Friday, September 18, 2015
Infant Ninja in Baby Bjorn Carrier
Even assassins need oral gratification:
While my younger son and I were discussing "The Infant Ninja," we agreed that he should be carried in a Baby Bjorn by a well-armed, deadly looking robot. And that he should have a teething toy that squirted poison gas.
I carried both of our kids in a sling (separately, not ever together, although that was often requested bu the then four year old elder brother) for years until the gel in my vertebrae squeezed out in several places.
But we were definitely not a Baby Bjorn family. There seemed to me something slightly silly about the Bjorns. The design was both vaguely bondage-like and awkwardly sporty.

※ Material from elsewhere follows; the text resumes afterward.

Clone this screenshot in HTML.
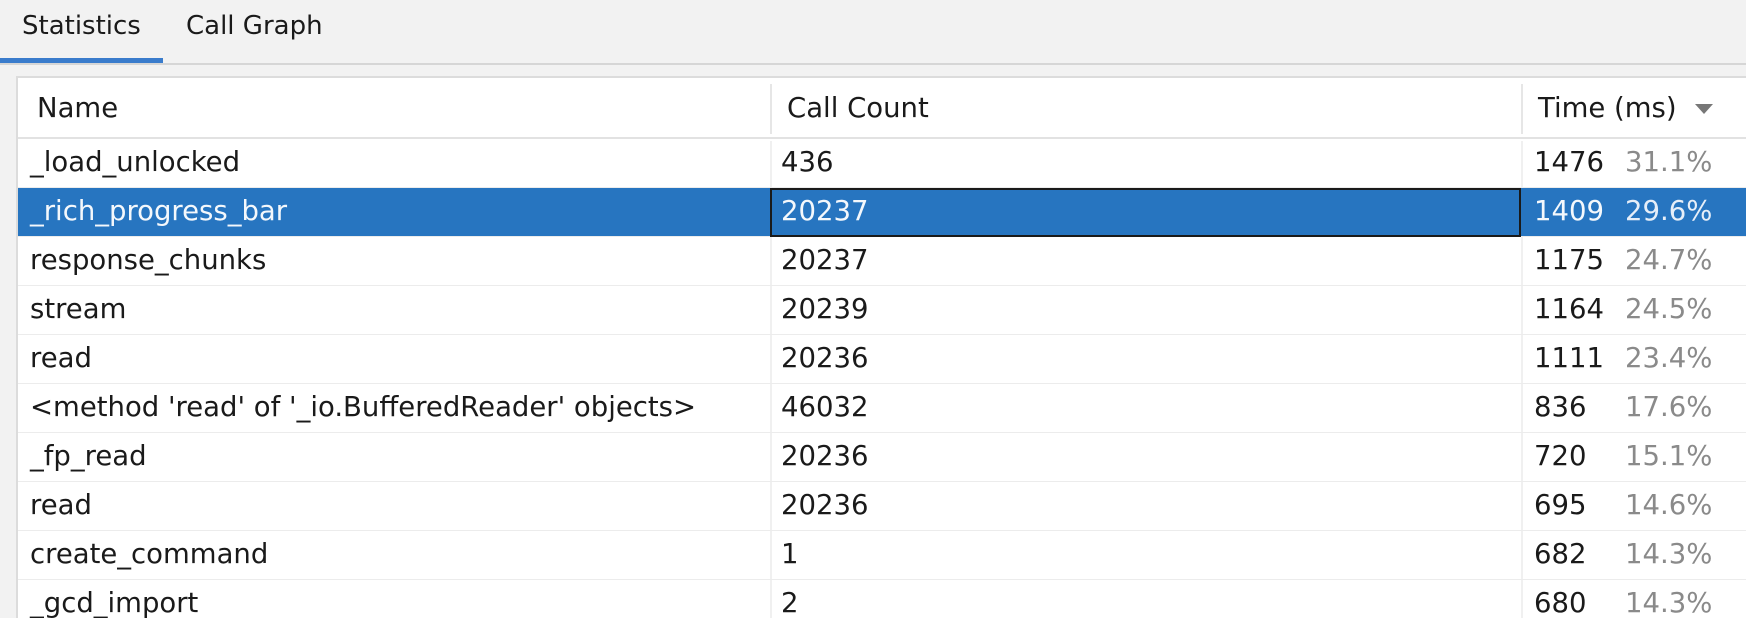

I realize the complete idiocy of this opinion being expressed by a woman who owned a whole wardrobe of slings. After 12 years of parenting failures, I certainly do not presume to judge anyone for practically anything... much less the use of a Bjorn. For my compulsive baby-sling use, I can only offer the justification that we live in New York and I had to take the train with both kids, early and frequently. In place of a stroller or a front facing Bjorn, the slings were a low profile way to keep strangers from touching the baby... or even breathing directly on him.
A robot with a baby in a sling didn't seem quite right to me when I started the drawing...although the more that I think about it, maybe a nice rainbow sling with rings on a killer robot would be more amusing...
I tried to combine the winsome qualities of the Terminator and the Iron Man/ War Machine suits: i.e., those scary red eye lights and the ridiculous-on-robots humanoid teeth, with the segmented suit with the shoulder mounted grenade launchers. The result on the napkin was both creepy and a bit flat... but the robot is basically backdrop, so I decided not to sweat it too much.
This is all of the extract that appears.